Do you have an email in-box full of messages that still need replies? While we can’t help you write everyone back, you might be able to find a little solace — and, hopefully, an end to your procrastination — in this short article from 1922 which details the exact same issue… but regarding the physical form of correspondence.
Do it now
by Mary Marshall Duffee
One of the requirements of good manners is promptness.
The man or woman who is put down as well-bred and possessed of good manners is no laggard. Not only does it show indifference and inefficiency to put things off that you know you must do some time, but it shows lack of breeding.
“I meant to write that letter acknowledging your gift, but you know how hard it is to get down to write letters theee days.”
“I certainly should have written a letter of condolence to Mary, but my address book was mislaid and I couldn’t remember her address. I’m really ashamed of myself.”
“I surely should have sent Jane that money I borrowed from her before this, but there were so many other things to attend to, and finally she had to ask for it.”

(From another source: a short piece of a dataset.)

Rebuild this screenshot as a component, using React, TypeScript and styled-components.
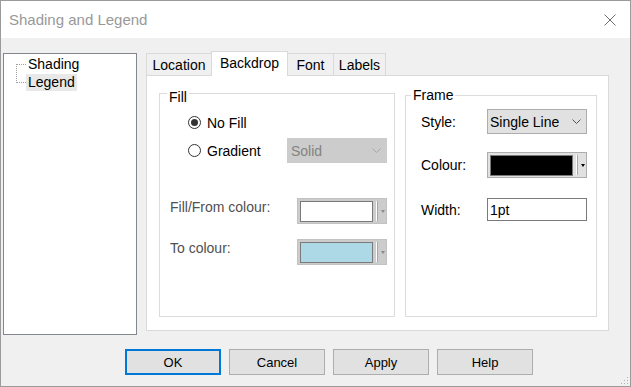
import * as React from 'react';
import styled, { createGlobalStyle } from 'styled-components';

const GlobalStyle = createGlobalStyle`
  html, body {
    margin: 0;
    padding: 0;
    background: #fff;
  }
  body {
    font-family: "Liberation Sans", Arial, sans-serif;
    font-size: 14px;
    color: #000;
  }
  * {
    box-sizing: border-box;
  }
`;

const Window = styled.div`
  position: relative;
  width: 631px;
  height: 387px;
  border: 1px solid #9b9b9b;
  background: #f0f0f0;
  display: flex;
  flex-direction: column;
`;

const TitleBar = styled.div`
  flex: none;
  height: 37px;
  background: #fff;
  display: flex;
  align-items: center;
  justify-content: space-between;
  padding: 0 14px 0 8px;
  font-size: 15px;
  color: #999;
`;

const CloseIcon = styled.svg`
  display: block;
`;

const Main = styled.div`
  display: flex;
  align-items: flex-start;
  gap: 9px;
  height: 297px;
  padding: 13px 0 0 2px;
`;

const Tree = styled.div`
  width: 134px;
  height: 282px;
  margin-top: 2px;
  background: #fff;
  border: 1px solid #828790;
  padding: 1px 0 0 12px;
`;

const TreeList = styled.div`
  position: relative;
  &::before {
    content: '';
    position: absolute;
    left: 0;
    top: 9px;
    height: 19px;
    border-left: 1px dotted #a0a0a0;
  }
`;

const TreeItem = styled.div`
  display: flex;
  align-items: center;
  height: 18px;
`;

const Connector = styled.span`
  width: 10px;
  border-top: 1px dotted #a0a0a0;
`;

const TreeLabel = styled.span<{ $selected?: boolean }>`
  padding: 0 2px;
  line-height: 17px;
  background: ${p => (p.$selected ? '#e8e8e8' : 'transparent')};
`;

const TabArea = styled.div`
  width: 463px;
  display: flex;
  flex-direction: column;
`;

const TabStrip = styled.div`
  position: relative;
  z-index: 1;
  display: flex;
  align-items: flex-end;
  height: 25px;
  margin-bottom: -1px;
`;

const Tab = styled.div<{ $active?: boolean; $width: number }>`
  width: ${p => p.$width}px;
  height: ${p => (p.$active ? 25 : 22)}px;
  margin-bottom: ${p => (p.$active ? 0 : 1)}px;
  margin-left: -1px;
  padding-bottom: ${p => (p.$active ? 3 : 0)}px;
  border: 1px solid #d9d9d9;
  border-bottom: none;
  background: ${p => (p.$active ? '#fff' : '#f0f0f0')};
  position: relative;
  z-index: ${p => (p.$active ? 1 : 0)};
  display: flex;
  align-items: center;
  justify-content: center;
  &:first-child {
    margin-left: 0;
  }
`;

const Panel = styled.div`
  height: 256px;
  background: #fff;
  border: 1px solid #d9d9d9;
  display: flex;
  align-items: flex-end;
  gap: 10px;
  padding: 17px 11px 13px 12px;
`;

const GroupBox = styled.div<{ $width: number; $height: number }>`
  position: relative;
  width: ${p => p.$width}px;
  height: ${p => p.$height}px;
  border: 1px solid #dcdcdc;
  display: flex;
  flex-direction: column;
`;

const FillBox = styled(GroupBox)`
  padding: 16px 7px 0 10px;
`;

const FrameBox = styled(GroupBox)`
  padding: 13px 9px 0 15px;
`;

const Caption = styled.span<{ $top: number; $left: number }>`
  position: absolute;
  top: ${p => p.$top}px;
  left: ${p => p.$left}px;
  padding: 0 2px;
  line-height: 16px;
  background: #fff;
`;

const RadioRow = styled.div<{ $gap?: number }>`
  display: flex;
  align-items: center;
  justify-content: space-between;
  height: 25px;
  margin-left: 18px;
  margin-top: ${p => p.$gap ?? 0}px;
`;

const RadioLabel = styled.label`
  display: flex;
  align-items: center;
  gap: 6px;
`;

const RadioCircle = styled.span<{ $checked?: boolean }>`
  width: 13px;
  height: 13px;
  border-radius: 50%;
  border: 1px solid #333;
  background: #fff;
  display: flex;
  align-items: center;
  justify-content: center;
  &::after {
    content: '';
    width: 7px;
    height: 7px;
    border-radius: 50%;
    background: ${p => (p.$checked ? '#333' : 'transparent')};
  }
`;

const Select = styled.div<{ $disabled?: boolean; $height: number }>`
  width: 100px;
  height: ${p => p.$height}px;
  display: flex;
  align-items: center;
  justify-content: space-between;
  padding: 0 5px 0 ${p => (p.$disabled ? 3 : 2)}px;
  background: ${p => (p.$disabled ? '#cccccc' : '#e1e1e1')};
  border: 1px solid ${p => (p.$disabled ? '#cccccc' : '#adadad')};
  color: ${p => (p.$disabled ? '#838383' : '#000')};
`;

const ColourRow = styled.div<{ $gap: number }>`
  display: flex;
  align-items: flex-start;
  justify-content: space-between;
  margin-top: ${p => p.$gap}px;
`;

const DimLabel = styled.span`
  color: #505050;
  line-height: 16px;
  padding-top: 1px;
`;

const Picker = styled.div<{ $raised?: boolean }>`
  width: ${p => (p.$raised ? 100 : 90)}px;
  height: 26px;
  display: flex;
  align-items: center;
  padding-left: 2px;
  background: ${p => (p.$raised ? '#e1e1e1' : '#cccccc')};
  border: 1px solid ${p => (p.$raised ? '#adadad' : '#c2c2c2')};
`;

const Swatch = styled.span<{ $colour: string; $width: number }>`
  width: ${p => p.$width}px;
  height: 21px;
  background: ${p => p.$colour};
  border: 1px solid #7a7a7a;
`;

const Separator = styled.span`
  width: 2px;
  height: 20px;
  margin: 0 3px;
  border-left: 1px solid #fff;
  border-right: 1px solid #a8a8a8;
`;

const Arrow = styled.span<{ $dark?: boolean }>`
  width: 0;
  height: 0;
  border-left: 2.5px solid transparent;
  border-right: 2.5px solid transparent;
  border-top: 3px solid ${p => (p.$dark ? '#000' : '#8a8a8a')};
`;

const FieldRow = styled.div<{ $gap: number; $height: number }>`
  display: flex;
  align-items: center;
  justify-content: space-between;
  height: ${p => p.$height}px;
  margin-top: ${p => p.$gap}px;
`;

const TextInput = styled.div`
  width: 100px;
  height: 23px;
  border: 1px solid #7a7a7a;
  background: #fff;
  padding-left: 2px;
  display: flex;
  align-items: center;
`;

const ButtonRow = styled.div`
  display: flex;
  gap: 8px;
  margin-top: 14px;
  padding-left: 124px;
`;

const Button = styled.button<{ $primary?: boolean }>`
  width: 96px;
  height: 26px;
  padding: 0;
  font-family: inherit;
  font-size: 13px;
  color: #000;
  background: #e1e1e1;
  border: ${p => (p.$primary ? '2px solid #0078d7' : '1px solid #adadad')};
`;

const Grip = styled.svg`
  position: absolute;
  right: 1px;
  bottom: 1px;
`;

const Chevron: React.FC<{ colour: string }> = ({ colour }) => (
  <svg width="9" height="5" viewBox="0 0 9 5">
    <path d="M0.5 0.5 L4.5 4.5 L8.5 0.5" fill="none" stroke={colour} strokeWidth="1" />
  </svg>
);

const App: React.FC = () => (
  <>
    <GlobalStyle />
    <Window>
      <TitleBar>
        <span>Shading and Legend</span>
        <CloseIcon width="12" height="12" viewBox="0 0 12 12">
          <path d="M0.5 0.5 L11.5 11.5 M11.5 0.5 L0.5 11.5" stroke="#6b6b6b" strokeWidth="1" />
        </CloseIcon>
      </TitleBar>

      <Main>
        <Tree>
          <TreeList>
            <TreeItem>
              <Connector />
              <TreeLabel>Shading</TreeLabel>
            </TreeItem>
            <TreeItem>
              <Connector />
              <TreeLabel $selected>Legend</TreeLabel>
            </TreeItem>
          </TreeList>
        </Tree>

        <TabArea>
          <TabStrip>
            <Tab $width={66}>Location</Tab>
            <Tab $width={77} $active>Backdrop</Tab>
            <Tab $width={47}>Font</Tab>
            <Tab $width={53}>Labels</Tab>
          </TabStrip>
          <Panel>
            <FillBox $width={236} $height={224}>
              <Caption $top={-5} $left={7}>Fill</Caption>
              <RadioRow>
                <RadioLabel>
                  <RadioCircle $checked />
                  No Fill
                </RadioLabel>
              </RadioRow>
              <RadioRow $gap={3}>
                <RadioLabel>
                  <RadioCircle />
                  Gradient
                </RadioLabel>
                <Select $disabled $height={25}>
                  Solid
                  <Chevron colour="#a8a8a8" />
                </Select>
              </RadioRow>
              <ColourRow $gap={35}>
                <DimLabel>Fill/From colour:</DimLabel>
                <Picker>
                  <Swatch $colour="#ffffff" $width={73} />
                  <Separator />
                  <Arrow />
                </Picker>
              </ColourRow>
              <ColourRow $gap={15}>
                <DimLabel>To colour:</DimLabel>
                <Picker>
                  <Swatch $colour="#add8e6" $width={73} />
                  <Separator />
                  <Arrow />
                </Picker>
              </ColourRow>
            </FillBox>

            <FrameBox $width={192} $height={222}>
              <Caption $top={-9} $left={5}>Frame</Caption>
              <FieldRow $gap={0} $height={25}>
                <span>Style:</span>
                <Select $height={25}>
                  Single Line
                  <Chevron colour="#555" />
                </Select>
              </FieldRow>
              <FieldRow $gap={18} $height={26}>
                <span>Colour:</span>
                <Picker $raised>
                  <Swatch $colour="#000000" $width={83} />
                  <Separator />
                  <Arrow $dark />
                </Picker>
              </FieldRow>
              <FieldRow $gap={20} $height={23}>
                <span>Width:</span>
                <TextInput>1pt</TextInput>
              </FieldRow>
            </FrameBox>
          </Panel>
        </TabArea>
      </Main>

      <ButtonRow>
        <Button $primary>OK</Button>
        <Button>Cancel</Button>
        <Button>Apply</Button>
        <Button>Help</Button>
      </ButtonRow>

      <Grip width="9" height="9" viewBox="0 0 9 9">
        <rect x="7" y="1" width="1" height="1" fill="#b0b0b0" />
        <rect x="4" y="4" width="1" height="1" fill="#b0b0b0" />
        <rect x="7" y="4" width="1" height="1" fill="#b0b0b0" />
        <rect x="1" y="7" width="1" height="1" fill="#b0b0b0" />
        <rect x="4" y="7" width="1" height="1" fill="#b0b0b0" />
        <rect x="7" y="7" width="1" height="1" fill="#b0b0b0" />
      </Grip>
    </Window>
  </>
);

export default App;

“I don’t know what Mrs Jones thinks of us. She asked us to dinner, and I didn’t get around to answering her note till the morning of the dinner.”
These statements are ones you hear repeatedly from people who fall just below par in the social life around them. They have never been taught the almost sacred obligation that rests upon us to answer invitations, pay personal debts and to write letters of condolence or congratulations with promptness. And they have never acquired the habit on their own account.

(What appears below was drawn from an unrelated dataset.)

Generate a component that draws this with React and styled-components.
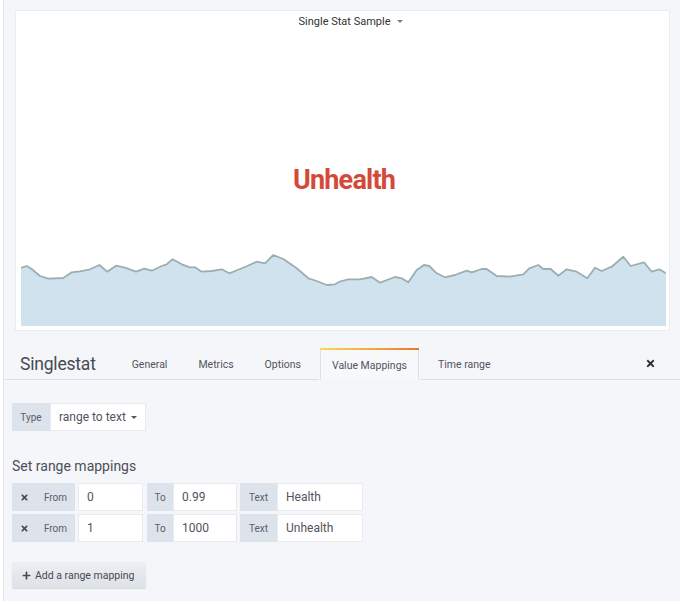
import React from "react";
import styled, { createGlobalStyle } from "styled-components";
import { FaTimes, FaPlus } from "react-icons/fa";

const GlobalStyle = createGlobalStyle`
  html, body { margin: 0; padding: 0; background: #ffffff; }
  body { font-family: Roboto, "Noto Sans", "Liberation Sans", sans-serif; color: #52545c; }
  * { box-sizing: border-box; }
`;

const Shell = styled.div`
  margin-left: 3px;
  width: 677px;
  height: 601px;
  border-left: 1px solid #e1e4e8;
  background: #f5f6f9;
  display: flex;
  flex-direction: column;
`;

const PanelArea = styled.div`
  padding: 10px 10px 0 11px;
`;

const Panel = styled.div`
  height: 321px;
  background: #ffffff;
  border: 1px solid #e9ecf0;
  display: flex;
  flex-direction: column;
`;

const PanelTitle = styled.div`
  height: 20px;
  display: flex;
  align-items: center;
  justify-content: center;
  gap: 7px;
  font-size: 11px;
  color: #333333;
  padding-left: 17px;
`;

const Caret = styled.span`
  display: inline-block;
  width: 0;
  height: 0;
  border-left: ${(p) => p.$size}px solid transparent;
  border-right: ${(p) => p.$size}px solid transparent;
  border-top: ${(p) => p.$size}px solid ${(p) => p.$color || "#7b7f86"};
  margin-left: ${(p) => p.$gap || 0}px;
`;

const BigValue = styled.div`
  margin-top: 134px;
  height: 30px;
  line-height: 30px;
  text-align: center;
  font-weight: 700;
  font-size: 27px;
  letter-spacing: -0.8px;
  color: #d44a3a;
  padding-left: 3px;
`;

const Spark = styled.svg`
  display: block;
  margin: 55px 0 0 5px;
  width: 645px;
  height: 76px;
`;

const Header = styled.div`
  height: 49px;
  display: flex;
  align-items: flex-end;
  padding-left: 16px;
  border-bottom: 1px solid #dde1e6;
`;

const EditorTitle = styled.div`
  height: 31px;
  display: flex;
  align-items: center;
  font-size: 17.5px;
  color: #464a52;
  margin-right: 23px;
  letter-spacing: -0.2px;
`;

const TabList = styled.div`
  display: flex;
  gap: 5px;
  align-items: flex-end;
`;

const Tab = styled.div`
  height: ${(p) => (p.$active ? 32 : 31)}px;
  padding: 0 12px;
  display: flex;
  align-items: center;
  font-size: 10.5px;
  color: #52545c;
  margin-bottom: ${(p) => (p.$active ? -1 : 0)}px;
  background: ${(p) => (p.$active ? "#f7f8fa" : "transparent")};
  border-left: 1px solid ${(p) => (p.$active ? "#dde1e6" : "transparent")};
  border-right: 1px solid ${(p) => (p.$active ? "#dde1e6" : "transparent")};
  border-top: 2px solid transparent;
  border-image: ${(p) =>
    p.$active
      ? "linear-gradient(90deg, #fbd55b, #f2a33b 60%, #e8772c) 1"
      : "none"};
  border-image-slice: ${(p) => (p.$active ? "2 0 0 0" : "initial")};
  box-shadow: ${(p) => (p.$active ? "inset 1px 0 0 #dde1e6, inset -1px 0 0 #dde1e6" : "none")};
`;

const Close = styled.div`
  margin-left: auto;
  margin-right: 24px;
  height: 31px;
  display: flex;
  align-items: center;
  color: #2f3238;
`;

const Content = styled.div`
  padding: 23px 8px 0 8px;
  display: flex;
  flex-direction: column;
  align-items: flex-start;
`;

const Field = styled.div`
  display: flex;
  height: 28px;
`;

const Label = styled.div`
  width: ${(p) => p.$w}px;
  height: 28px;
  background: #dde3ea;
  display: flex;
  align-items: center;
  justify-content: ${(p) => p.$justify || "center"};
  font-size: 10px;
  color: #5b6069;
  margin-left: ${(p) => p.$ml || 0}px;
`;

const Input = styled.div`
  width: ${(p) => p.$w}px;
  height: 28px;
  background: #ffffff;
  border: 1px solid #e7eaee;
  display: flex;
  align-items: center;
  padding-left: ${(p) => p.$pl || 8}px;
  font-size: 12px;
  color: #52545c;
  margin-left: ${(p) => p.$ml || 0}px;
`;

const SelectBox = styled(Input)`
  justify-content: space-between;
  padding-right: 8px;
`;

const Heading = styled.div`
  margin-top: 25px;
  height: 20px;
  line-height: 20px;
  font-size: 14px;
  color: #4b4f57;
  margin-bottom: 7px;
`;

const Rows = styled.div`
  display: flex;
  flex-direction: column;
  gap: 3px;
`;

const RemoveBtn = styled.div`
  width: 24px;
  height: 28px;
  background: #dde3ea;
  display: flex;
  align-items: center;
  justify-content: center;
  color: #4a4e55;
  padding-left: 1px;
`;

const AddButton = styled.div`
  margin-top: 20px;
  width: 134px;
  height: 26px;
  display: flex;
  align-items: center;
  gap: 4px;
  padding-left: 10px;
  font-size: 10.5px;
  color: #464a52;
  background: linear-gradient(to bottom, #eceff3, #dde2e9);
  box-shadow: 0 1px 1px rgba(0, 0, 0, 0.12);
  border-radius: 2px;
`;

const points = [
  [21, 268], [26.7, 266], [31.7, 269], [40, 276], [48.3, 278.7], [63.3, 278],
  [71.7, 272.3], [80, 271.3], [90, 269.3], [99.3, 265], [107.3, 271.7], [116, 265.7],
  [125, 267.7], [136, 271.7], [144.3, 268.7], [151.7, 270.7], [161.7, 266], [166.7, 264.3],
  [172.7, 259.3], [181.7, 264.3], [190, 267.3], [195, 267.3], [201.7, 271.7], [211.7, 271],
  [221.7, 269.3], [229.3, 273.3], [240, 269], [247.3, 266], [256.7, 261.7], [265, 263.3],
  [273.3, 255], [283.3, 259], [296.7, 268.3], [308.3, 278.3], [316.7, 281], [326.7, 285],
  [335, 284.3], [340, 281.5], [348.3, 279.3], [360, 279.3], [371.7, 277], [380, 282.7],
  [395, 277], [401.7, 278.3], [408.3, 282.3], [416.7, 270], [424, 265], [429.3, 266],
  [436.7, 273.3], [445, 277.3], [455, 275], [466.7, 270.7], [471.7, 272.3], [481.7, 269],
  [486.7, 269], [496.7, 276], [510, 276.7], [523.3, 274.3], [529.3, 268.3], [538.3, 265],
  [543.3, 269], [550.7, 269], [558.3, 275.7], [566.7, 269.3], [576.7, 271.7], [587.3, 278.3],
  [595, 267.7], [601.7, 271], [611.7, 266.7], [623.3, 256.7], [630.7, 266], [644, 262.3],
  [651.7, 271.7], [659.3, 269.3], [666, 273.3],
];

const linePath = points.map((p, i) => `${i ? "L" : "M"}${p[0]} ${p[1]}`).join(" ");
const areaPath = `${linePath} L666 326 L21 326 Z`;

const Sparkline = () => (
  <Spark viewBox="21 250 645 76" preserveAspectRatio="none">
    <path d={areaPath} fill="#d0e2ee" />
    <path d={linePath} fill="none" stroke="#9bafb0" strokeWidth="1.8" strokeLinejoin="round" />
  </Spark>
);

const tabs = ["General", "Metrics", "Options", "Value Mappings", "Time range"];

const mappings = [
  { from: "0", to: "0.99", text: "Health" },
  { from: "1", to: "1000", text: "Unhealth" },
];

export default function App() {
  return (
    <>
      <GlobalStyle />
      <Shell>
        <PanelArea>
          <Panel>
            <PanelTitle>
              Single Stat Sample
              <Caret $size={3} />
            </PanelTitle>
            <BigValue>Unhealth</BigValue>
            <Sparkline />
          </Panel>
        </PanelArea>
        <Header>
          <EditorTitle>Singlestat</EditorTitle>
          <TabList>
            {tabs.map((t) => (
              <Tab key={t} $active={t === "Value Mappings"}>
                {t}
              </Tab>
            ))}
          </TabList>
          <Close>
            <FaTimes size={11} />
          </Close>
        </Header>
        <Content>
          <Field>
            <Label $w={38}>Type</Label>
            <SelectBox $w={96}>
              range to text
              <Caret $size={3} $color="#52545c" />
            </SelectBox>
          </Field>
          <Heading>Set range mappings</Heading>
          <Rows>
            {mappings.map((m, i) => (
              <Field key={i}>
                <RemoveBtn>
                  <FaTimes size={9} />
                </RemoveBtn>
                <Label $w={39}>From</Label>
                <Input $w={65} $ml={3}>{m.from}</Input>
                <Label $w={26} $ml={4}>To</Label>
                <Input $w={64}>{m.to}</Input>
                <Label $w={37} $ml={3}>Text</Label>
                <Input $w={86}>{m.text}</Input>
              </Field>
            ))}
          </Rows>
          <AddButton>
            <FaPlus size={9} />
            Add a range mapping
          </AddButton>
        </Content>
      </Shell>
    </>
  );
}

But they do not have any more time to do other things just because of this neglect. In fact, they spend as much time regretting their omissions in this regard as they would in attending to them promptly.

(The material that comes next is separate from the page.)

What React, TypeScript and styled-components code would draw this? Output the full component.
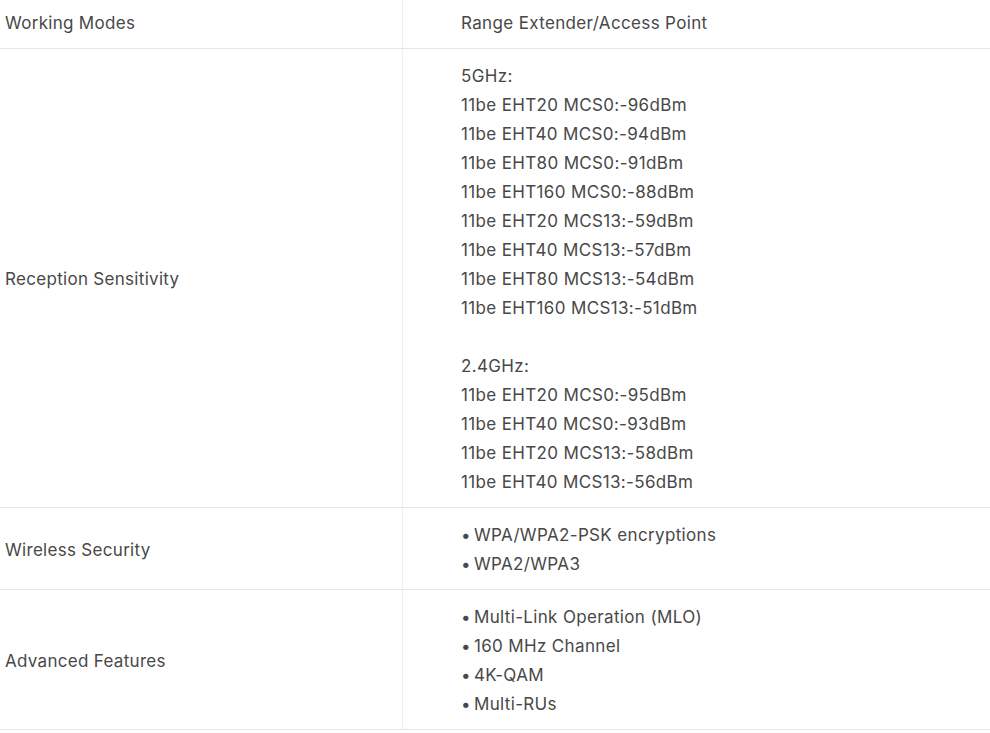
import React from "react";
import styled, { createGlobalStyle } from "styled-components";

const Global = createGlobalStyle`
  html, body { margin: 0; padding: 0; background: #fff; }
  body { font-family: Inter, "Noto Sans", sans-serif; color: #484848; }
`;

const Table = styled.div`
  width: 990px;
  margin-top: -4px;
`;

const Row = styled.div`
  display: grid;
  grid-template-columns: 403px 1fr;
  border-bottom: 1px solid #e6e6e6;
`;

const Label = styled.div`
  display: flex;
  align-items: center;
  padding: 13px 0 10px 5px;
  border-right: 1px solid #efefef;
  font-size: 17px;
  line-height: 29px;
  letter-spacing: 0.3px;
`;

const Value = styled.div`
  padding: 13px 0 10px 58px;
  font-size: 17px;
  line-height: 29px;
  letter-spacing: 0.35px;
`;

const Line = styled.div`
  height: 29px;
  white-space: nowrap;
`;

const Bullet = styled.span`
  margin-right: 3px;
`;

type RowData = { label: string; lines: string[]; bullets?: boolean };

const rows: RowData[] = [
  { label: "Working Modes", lines: ["Range Extender/Access Point"] },
  {
    label: "Reception Sensitivity",
    lines: [
      "5GHz:",
      "11be EHT20 MCS0:-96dBm",
      "11be EHT40 MCS0:-94dBm",
      "11be EHT80 MCS0:-91dBm",
      "11be EHT160 MCS0:-88dBm",
      "11be EHT20 MCS13:-59dBm",
      "11be EHT40 MCS13:-57dBm",
      "11be EHT80 MCS13:-54dBm",
      "11be EHT160 MCS13:-51dBm",
      "",
      "2.4GHz:",
      "11be EHT20 MCS0:-95dBm",
      "11be EHT40 MCS0:-93dBm",
      "11be EHT20 MCS13:-58dBm",
      "11be EHT40 MCS13:-56dBm",
    ],
  },
  {
    label: "Wireless Security",
    bullets: true,
    lines: ["WPA/WPA2-PSK encryptions", "WPA2/WPA3"],
  },
  {
    label: "Advanced Features",
    bullets: true,
    lines: ["Multi-Link Operation (MLO)", "160 MHz Channel", "4K-QAM", "Multi-RUs"],
  },
];

export default function App() {
  return (
    <>
      <Global />
      <Table>
        {rows.map((r) => (
          <Row key={r.label}>
            <Label>{r.label}</Label>
            <Value>
              {r.lines.map((l, i) => (
                <Line key={i}>
                  {r.bullets && <Bullet>•</Bullet>}
                  {l}
                </Line>
              ))}
            </Value>
          </Row>
        ))}
      </Table>
    </>
  );
}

One young woman, and a very busy young woman she is, has made it a rule never to go to bed at night when she had a letter that called for an answer in her desk. This does not refer to correspondence, but to those letters that require promptness in answering.
“It doesn’t take any more time to answer a letter first as last,” she remarks, “and now that I have acquired this habit, I never have to dread an overdue correspondence that is always such a bug-a-boo to every one.”